Firing a bead with a stone in it wasn’t on my list of goals for 2018, but it was still an interesting one to try – although it might not sound like it from my story below!
I was stumped for a gift for my friend’s 40th birthday until I thought to look up what the traditional 40th anniversary gift was: rubies! A birthday is just a different kind of anniversary, right?
I thought of getting her a Katzenmaiers ruby, but she doesn’t wear her bracelets often. Then I remembered she mentioned that she does wear the silk wrap that I got her a few years ago and an idea was born. I would make something that she could wear on the silk wrap. And I would try my hand at firing metal clay with a stone already in it.
I found a pair of reasonably-priced rubies (great to have a spare in case I made a mistake!) and created a simple band around the stone and two loops at the back to run the silk wrap through. My final addition was a little kitty face to reflect her love of cats. With everything finished, I crossed my fingers and fired it. When it was done, instead of a lovely red stone, I had a pale, grey one. The rest of the stone came out completely unscathed; the colour just faded away.
Now, I knew that I didn’t buy super expensive gemstones, but in all of my worrying about what would go wrong (would the silver crack as it shrunk around the stone? Would the stone explode in the heat?) I never considered that the colour wouldn’t hold. At first I was disappointed, then resigned myself to plan B. Good thing that I had a second stone!
I couldn’t bring myself to completely recreate the original gift, though. So this time I went with a pendant design. More importantly, I designed it so that I could add the ruby after firing! As I was ready to add the final detail to the pendant frame, one of the kids knocked it off of the table and it broke into pieces. I was beginning to think that this present was cursed. After a few hours to get over the shock of being so close to finishing it (again!), I decided trying to piece it together was preferable to starting over for the third time. A few more days of fine-tuning to strengthen and smooth over the breaks and it was ready to fire (again).

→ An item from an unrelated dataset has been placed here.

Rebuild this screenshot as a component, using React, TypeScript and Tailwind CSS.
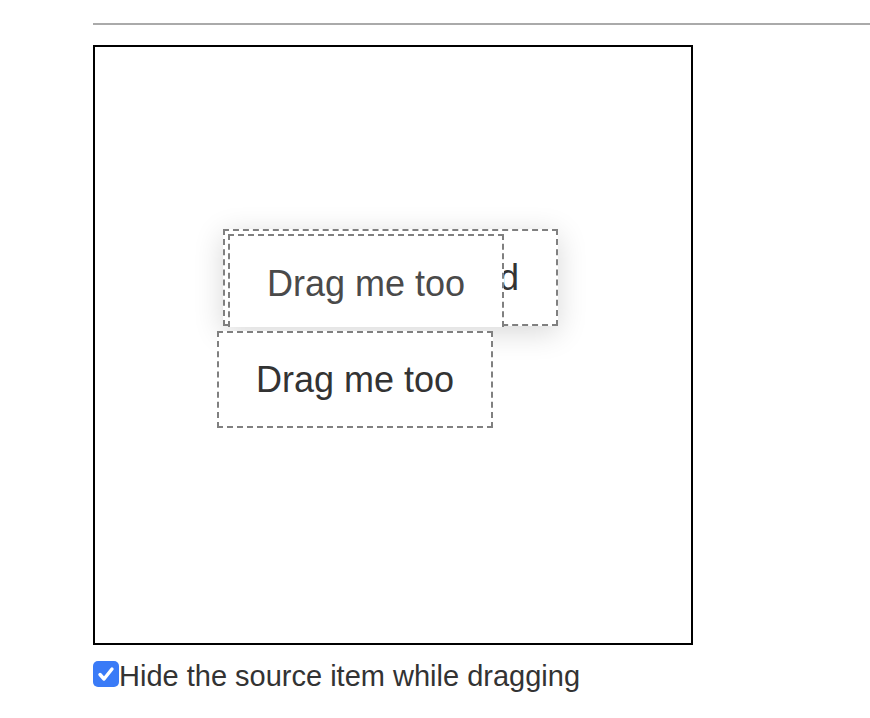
import React, { useState } from 'react'

const font = { fontFamily: '"Liberation Sans", Arial, Helvetica, sans-serif' }

export default function App() {
  const [hideSource, setHideSource] = useState(true)

  return (
    <div className="min-h-[718px] bg-white pl-[93px] pt-[23px] text-[#333]" style={font}>
      <hr className="border-0 h-[2px] bg-[#aaaaaa]" />

      {/* drop container */}
      <div className="relative mt-[20px] w-[600px] h-[600px] border-2 border-black">
        {/* source item (partly hidden under the preview) */}
        <div className="absolute left-[128px] top-[182px] w-[335px] h-[97px] flex items-center justify-end pr-[37px] border-2 border-dashed border-[#808080] bg-white text-[36px] shadow-[0_6px_28px_rgba(0,0,0,0.16)]">
          Drag me around
        </div>

        {/* drag preview */}
        <div className="absolute left-[133px] top-[187px] w-[276px] h-[93px] flex items-center justify-center border-2 border-b-0 border-dashed border-[#808080] bg-white text-[36px] text-[#4a4a4a] pt-[4px]">
          Drag me too
        </div>

        <div className="absolute left-[122px] top-[284px] w-[276px] h-[97px] flex items-center justify-center border-2 border-dashed border-[#808080] bg-white text-[36px]">
          Drag me too
        </div>
      </div>

      <label className="mt-[15px] flex items-start text-[29px] leading-[33px] cursor-pointer select-none">
        <input
          type="checkbox"
          className="sr-only"
          checked={hideSource}
          onChange={(e) => setHideSource(e.target.checked)}
        />
        <span
          className={
            hideSource
              ? 'mt-[1px] w-[26px] h-[26px] rounded-[5px] bg-[#3a7bf7] flex items-center justify-center'
              : 'mt-[1px] w-[26px] h-[26px] rounded-[5px] border-2 border-[#888] bg-white'
          }
        >
          {hideSource && (
            <svg width="20" height="20" viewBox="0 0 20 20" fill="none">
              <path d="M4 10.5l4 4.5 8-10" stroke="white" strokeWidth="3.4" strokeLinecap="round" strokeLinejoin="round" />
            </svg>
          )}
        </span>
        <span>Hide the source item while dragging</span>
      </label>
    </div>
  )
}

I’d like to say that was the end of the drama (and my trauma). But it wasn’t.
I hadn’t calculated enough shrinkage space and, after firing, the ruby no longer fit. Close, but not close enough. While thinking through my options, I decided to burnish and polish the metal. And broke off the bail. At this point it felt like this gift was never going to be.
My diamond-tipped drill bits eventually came to the rescue. I carefully shaved off the sides of the ruby until it fit into the frame. And then drilled into the silver at the top to add a new bail. Glued them both in, and I was done.
Although I wish that I hadn’t encountered so many issues, in the end, I’m also sort of glad – I think that I like the remade gift even better than my first design! Hopefully my friend likes it, too. And, even though my first attempt at firing a bead with a stone in it certainly didn’t go as expected, it hasn’t completely put me off the idea. I’ve learned a thing (or five) during this project that can help me out on my next one.